If you’ve looked at project management software lately, you know there are approximately one million options. Every one of them claims to be the most powerful, the most intuitive, and the best value. Most of them are perfectly fine — which is both reassuring and unhelpful when you’re trying to pick one.

Here’s a plain-English look at what actually works for small businesses and freelancers, based on what the tools do rather than what the marketing says.

What you actually need (and what you probably don’t)

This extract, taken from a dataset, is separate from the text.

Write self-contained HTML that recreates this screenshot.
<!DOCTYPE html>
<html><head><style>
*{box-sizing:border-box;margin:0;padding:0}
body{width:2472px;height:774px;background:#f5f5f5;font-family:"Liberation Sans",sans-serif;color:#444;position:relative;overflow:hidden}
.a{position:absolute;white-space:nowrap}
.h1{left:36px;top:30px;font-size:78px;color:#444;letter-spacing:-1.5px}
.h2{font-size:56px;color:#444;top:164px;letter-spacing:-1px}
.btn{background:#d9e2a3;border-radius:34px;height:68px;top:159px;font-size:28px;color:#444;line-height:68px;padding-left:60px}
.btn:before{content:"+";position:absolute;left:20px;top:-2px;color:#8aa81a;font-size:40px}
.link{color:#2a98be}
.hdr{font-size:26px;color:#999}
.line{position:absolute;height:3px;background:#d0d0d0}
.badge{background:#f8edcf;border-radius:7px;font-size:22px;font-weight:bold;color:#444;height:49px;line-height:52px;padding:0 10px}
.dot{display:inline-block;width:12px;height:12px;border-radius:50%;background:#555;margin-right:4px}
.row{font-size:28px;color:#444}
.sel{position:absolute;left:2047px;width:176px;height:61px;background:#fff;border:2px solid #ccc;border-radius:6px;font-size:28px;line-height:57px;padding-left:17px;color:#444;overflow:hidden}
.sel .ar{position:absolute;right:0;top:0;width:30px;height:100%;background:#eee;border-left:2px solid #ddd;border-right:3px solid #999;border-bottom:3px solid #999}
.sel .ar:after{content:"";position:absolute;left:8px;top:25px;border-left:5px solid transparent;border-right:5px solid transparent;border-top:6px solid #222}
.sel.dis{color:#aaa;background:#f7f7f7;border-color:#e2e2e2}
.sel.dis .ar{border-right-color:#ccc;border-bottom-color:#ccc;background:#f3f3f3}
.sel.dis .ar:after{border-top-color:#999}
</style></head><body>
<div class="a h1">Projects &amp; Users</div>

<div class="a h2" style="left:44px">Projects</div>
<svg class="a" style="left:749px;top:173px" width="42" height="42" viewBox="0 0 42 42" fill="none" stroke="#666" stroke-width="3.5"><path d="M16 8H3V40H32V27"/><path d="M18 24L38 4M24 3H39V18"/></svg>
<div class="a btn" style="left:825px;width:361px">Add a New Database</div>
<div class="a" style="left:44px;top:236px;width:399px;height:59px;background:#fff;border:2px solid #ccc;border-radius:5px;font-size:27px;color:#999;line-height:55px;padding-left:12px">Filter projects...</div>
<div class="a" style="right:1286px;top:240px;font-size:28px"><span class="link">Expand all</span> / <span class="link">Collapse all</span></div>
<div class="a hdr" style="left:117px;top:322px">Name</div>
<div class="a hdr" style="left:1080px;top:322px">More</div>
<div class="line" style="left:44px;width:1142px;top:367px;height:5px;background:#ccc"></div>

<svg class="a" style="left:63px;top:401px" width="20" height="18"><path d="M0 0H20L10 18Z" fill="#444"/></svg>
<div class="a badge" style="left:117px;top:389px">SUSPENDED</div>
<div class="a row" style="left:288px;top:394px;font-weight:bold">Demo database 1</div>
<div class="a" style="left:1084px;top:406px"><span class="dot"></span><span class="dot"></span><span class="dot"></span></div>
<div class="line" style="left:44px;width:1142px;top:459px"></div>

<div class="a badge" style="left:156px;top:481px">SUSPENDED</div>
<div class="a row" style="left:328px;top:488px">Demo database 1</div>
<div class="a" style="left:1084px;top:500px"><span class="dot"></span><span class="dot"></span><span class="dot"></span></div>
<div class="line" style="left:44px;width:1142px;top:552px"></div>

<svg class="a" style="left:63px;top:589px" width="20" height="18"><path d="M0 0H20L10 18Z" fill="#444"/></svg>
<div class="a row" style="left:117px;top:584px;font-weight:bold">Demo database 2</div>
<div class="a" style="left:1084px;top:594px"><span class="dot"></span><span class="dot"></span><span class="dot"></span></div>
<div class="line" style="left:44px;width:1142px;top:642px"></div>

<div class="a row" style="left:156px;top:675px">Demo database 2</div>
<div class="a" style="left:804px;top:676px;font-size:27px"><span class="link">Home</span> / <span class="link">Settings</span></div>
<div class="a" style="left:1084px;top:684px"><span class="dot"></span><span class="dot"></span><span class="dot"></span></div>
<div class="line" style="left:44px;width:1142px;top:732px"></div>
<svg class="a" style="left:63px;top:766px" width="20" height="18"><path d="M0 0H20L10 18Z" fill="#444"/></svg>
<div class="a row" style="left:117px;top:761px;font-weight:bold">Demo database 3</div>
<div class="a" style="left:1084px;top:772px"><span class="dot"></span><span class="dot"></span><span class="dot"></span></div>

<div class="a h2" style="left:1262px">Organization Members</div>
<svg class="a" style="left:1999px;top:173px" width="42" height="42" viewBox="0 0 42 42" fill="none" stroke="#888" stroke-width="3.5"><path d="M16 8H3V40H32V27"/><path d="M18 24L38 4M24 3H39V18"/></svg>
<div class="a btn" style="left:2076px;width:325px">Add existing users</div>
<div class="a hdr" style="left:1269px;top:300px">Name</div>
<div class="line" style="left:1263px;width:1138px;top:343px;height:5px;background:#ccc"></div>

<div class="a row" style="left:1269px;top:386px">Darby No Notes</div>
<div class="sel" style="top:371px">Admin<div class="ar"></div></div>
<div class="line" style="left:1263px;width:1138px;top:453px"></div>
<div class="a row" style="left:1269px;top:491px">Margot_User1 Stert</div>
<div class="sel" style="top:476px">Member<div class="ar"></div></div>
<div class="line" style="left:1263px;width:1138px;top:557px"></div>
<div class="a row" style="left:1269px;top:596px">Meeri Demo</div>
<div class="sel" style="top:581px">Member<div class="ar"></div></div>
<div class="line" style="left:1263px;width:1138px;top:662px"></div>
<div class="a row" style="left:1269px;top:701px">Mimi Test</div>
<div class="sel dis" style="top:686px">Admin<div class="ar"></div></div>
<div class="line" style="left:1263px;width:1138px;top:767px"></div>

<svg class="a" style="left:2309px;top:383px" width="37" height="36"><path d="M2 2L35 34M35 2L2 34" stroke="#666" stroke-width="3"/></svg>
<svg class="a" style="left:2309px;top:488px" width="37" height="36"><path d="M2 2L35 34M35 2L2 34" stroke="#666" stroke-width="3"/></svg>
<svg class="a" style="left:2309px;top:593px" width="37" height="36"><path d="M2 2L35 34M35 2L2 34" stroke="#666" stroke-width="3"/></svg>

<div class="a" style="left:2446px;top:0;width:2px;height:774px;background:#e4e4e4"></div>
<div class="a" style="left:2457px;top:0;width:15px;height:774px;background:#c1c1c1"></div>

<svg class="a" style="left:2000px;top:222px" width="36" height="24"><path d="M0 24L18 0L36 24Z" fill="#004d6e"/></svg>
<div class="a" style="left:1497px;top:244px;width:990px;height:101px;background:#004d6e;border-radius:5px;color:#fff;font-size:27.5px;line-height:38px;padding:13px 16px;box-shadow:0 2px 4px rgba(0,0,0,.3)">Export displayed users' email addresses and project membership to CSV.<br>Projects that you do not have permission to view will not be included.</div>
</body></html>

Before comparing tools, be honest about your situation. A 4-person team managing client projects doesn’t need the same software as a 50-person organization managing quarterly roadmaps. Small business project management usually requires:

  • A way to assign tasks and track who owns what
  • Deadlines that are visible to everyone on the team
  • A place to attach files and have conversations about specific tasks
  • Status visibility so you don’t have to ask “where is that thing?” in a meeting

That’s genuinely it for most small operations. The fancy stuff — resource allocation, critical path analysis, time tracking by billable hour, portfolio views — are great features if you need them. Most small teams don’t, and paying for them or learning to configure them is time and money you don’t need to spend.

Trello: still the best for simple task boards

If your work is relatively linear — a project moves from “to do” to “in progress” to “done” — Trello is hard to beat. The board-and-card model is intuitive enough that you can bring in a new employee, explain it in 5 minutes, and have them contributing the same day.

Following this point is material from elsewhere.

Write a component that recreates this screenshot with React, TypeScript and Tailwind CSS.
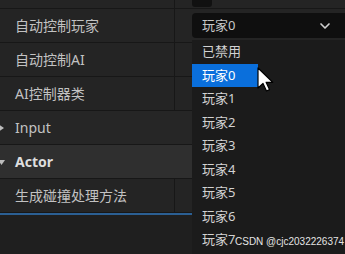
import { ChevronDown } from "lucide-react";

const font = { fontFamily: '"Noto Sans", "Noto Sans CJK SC", sans-serif' };

const PropRow = ({ label, children }: { label: string; children?: React.ReactNode }) => (
  <div className="flex h-[34px] border-b border-[#171717] bg-[#242424]">
    <div className="flex w-[175px] items-center border-r border-[#171717] pl-[15px] text-[14px] text-[#c2c2c2]">
      {label}
    </div>
    <div className="flex flex-1 items-center pl-[17px]">{children}</div>
  </div>
);

const Category = ({ label, open, bold }: { label: string; open?: boolean; bold?: boolean }) => (
  <div
    className={`flex h-[34px] items-center border-b border-[#171717] ${
      open ? "bg-[#2f2f2f]" : "bg-[#262626]"
    }`}
  >
    <svg width="8" height="8" viewBox="0 0 8 8" className="ml-[-2px] mr-[9px] text-[#bdbdbd]">
      {open ? <path d="M0 2h7L3.5 7z" fill="currentColor" /> : <path d="M1 0.5v7l5-3.5z" fill="currentColor" />}
    </svg>
    <span className={`text-[14px] ${bold ? "font-bold text-[#dedede]" : "text-[#c2c2c2]"}`}>{label}</span>
  </div>
);

const items = ["已禁用", "玩家0", "玩家1", "玩家2", "玩家3", "玩家4", "玩家5", "玩家6", "玩家7"];

export default function App() {
  return (
    <div className="relative h-[254px] w-[345px] overflow-hidden bg-[#1f1f1f]" style={font}>
      {/* top partial row */}
      <div className="flex h-[9px] border-b border-[#171717] bg-[#242424]">
        <div className="w-[175px] border-r border-[#171717]" />
        <div className="pl-[17px]">
          <div className="h-[7px] w-[20px] rounded-b-[3px] bg-[#111111]" />
        </div>
      </div>

      <PropRow label="自动控制玩家">
        <div className="flex h-[25px] w-full items-center justify-between rounded-l-[4px] bg-[#0f0f0f] pl-[10px] pr-[12px] text-[13px] text-[#c8c8c8]">
          <span>玩家0</span>
          <ChevronDown size={16} strokeWidth={2.5} className="text-[#d0d0d0]" />
        </div>
      </PropRow>
      <PropRow label="自动控制AI" />
      <PropRow label="AI控制器类" />
      <Category label="Input" />
      <Category label="Actor" open bold />
      <PropRow label="生成碰撞处理方法" />
      <div className="h-[2px] bg-[#2b5f93]" />

      {/* dropdown popup */}
      <div className="absolute left-[192px] top-[40px] h-[214px] w-[153px] bg-[#1b1b1b] text-[13px] text-[#d2d2d2]">
        {items.map((it, i) => (
          <div
            key={it}
            className={`flex h-[23.5px] w-[66px] items-center pl-[10px] ${
              i === 1 ? "bg-[#0a6fdc] text-white" : ""
            }`}
          >
            {it}
          </div>
        ))}
      </div>

      {/* mouse cursor */}
      <svg className="absolute left-[257px] top-[67px]" width="17" height="26" viewBox="0 0 17 26">
        <path
          d="M1 1v20l5-4.5 3.5 7.5 3-1.4-3.4-7.3h6.6z"
          fill="#ffffff"
          stroke="#000000"
          strokeWidth="1.2"
          strokeLinejoin="round"
        />
      </svg>

      {/* watermark */}
      <div
        className="absolute left-[235px] top-[234px] whitespace-nowrap text-[10px] text-[#e4e4e4]"
        style={{ fontFamily: '"Liberation Sans", Arial, sans-serif' }}
      >
        CSDN @cjc2032226374
      </div>
    </div>
  );
}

The free tier is generous: unlimited cards, 10 boards per workspace, file attachments. For most small businesses with one main workspace, free is sufficient.

What Trello is bad at: Complex dependencies (if Task B can’t start until Task A finishes, you’ll be managing that manually), multiple timelines across projects, and anything that requires reporting on project progress over time.

Best for: Service businesses, marketing teams, freelancers, anyone managing work that flows through predictable stages.

Asana: the step up when boards aren’t enough

Asana has the features Trello doesn’t while still being approachable. You can manage tasks in list view, board view, timeline view, or calendar view — depending on what’s most useful for the project type. Dependencies work properly (set Task B to wait on Task A and Asana enforces it). Recurring tasks, subtasks, and project templates make it genuinely useful for operations-heavy teams.

The free tier covers up to 15 users with basic task management. The paid tier (around $10-13/user/month) adds timelines, dashboards, and automation rules.

What Asana is bad at: It can get complex fast. Teams that add too many custom fields, task templates, and automation rules end up with a system that requires someone dedicated to maintaining it. For a small team, keep the configuration simple.

Best for: Teams managing multiple simultaneous projects, client services teams, any operation where deadlines and dependencies actually matter.

Notion: more than project management, if you need more

Notion is the Swiss Army knife of this category. It’s a wiki, a database, a task manager, and a document editor all in one. For teams that currently use 3–4 separate tools for documentation, task tracking, meeting notes, and knowledge management, Notion can consolidate all of it into one workspace.

The flexibility is its strength and its weakness. Notion is as good as you configure it to be — out of the box, it requires more setup than Trello or Asana to become a functioning project management system. Plan for 3–5 hours of initial setup to build the structure that actually works for your team.

Best for: Teams that want to consolidate documentation and project management, solo operators who want one organized workspace, small businesses building a company knowledge base alongside project tracking.

ClickUp: the “just give me everything” option

ClickUp packs more features than any other tool in this category — docs, sprints, goals, time tracking, chat, whiteboards, templates for everything. The free tier is genuinely comprehensive, and the paid plans are cheaper per seat than Asana or Monday.

The caveat is that ClickUp has a learning curve that surprises most small business users expecting something simple. The UI is feature-dense, and the customization options can overwhelm a team that just wants to track tasks. Some teams love it; others spend 3 hours configuring it and switch back to Trello.

Best for: Small teams with someone who enjoys configuring software, businesses that genuinely need time tracking and goal management alongside tasks, teams that want to avoid paying for multiple separate tools.

Monday.com: best-looking, highest price

Monday.com has a well-designed UI and strong project templates. The dashboards are genuinely good if you need to report on project status to clients or stakeholders. But the pricing is notably higher than competitors — the minimum is 3 users, and cost per user is among the highest in this category.

For a small business that regularly presents project status to clients or stakeholders, the extra cost may be justified. For teams working primarily internally, it’s hard to justify the premium over Asana or ClickUp.

How to choose

One hour with any of these tools is worth more than 20 hours of researching reviews. Sign up for the free tier of Trello and Asana, move a real active project into each of them, and see which one feels right for your team within a week.

The right tool is the one your team will actually use consistently. A powerful tool that gathers dust because it’s confusing is worth less than a simple tool that becomes part of how your team works every day.


If your projects involve customer-facing work and you’re managing customer communications alongside task tracking, it’s worth looking at how your project tool integrates with your support stack. The cleaner the handoff between “work management” and “customer communication,” the less falls through the cracks.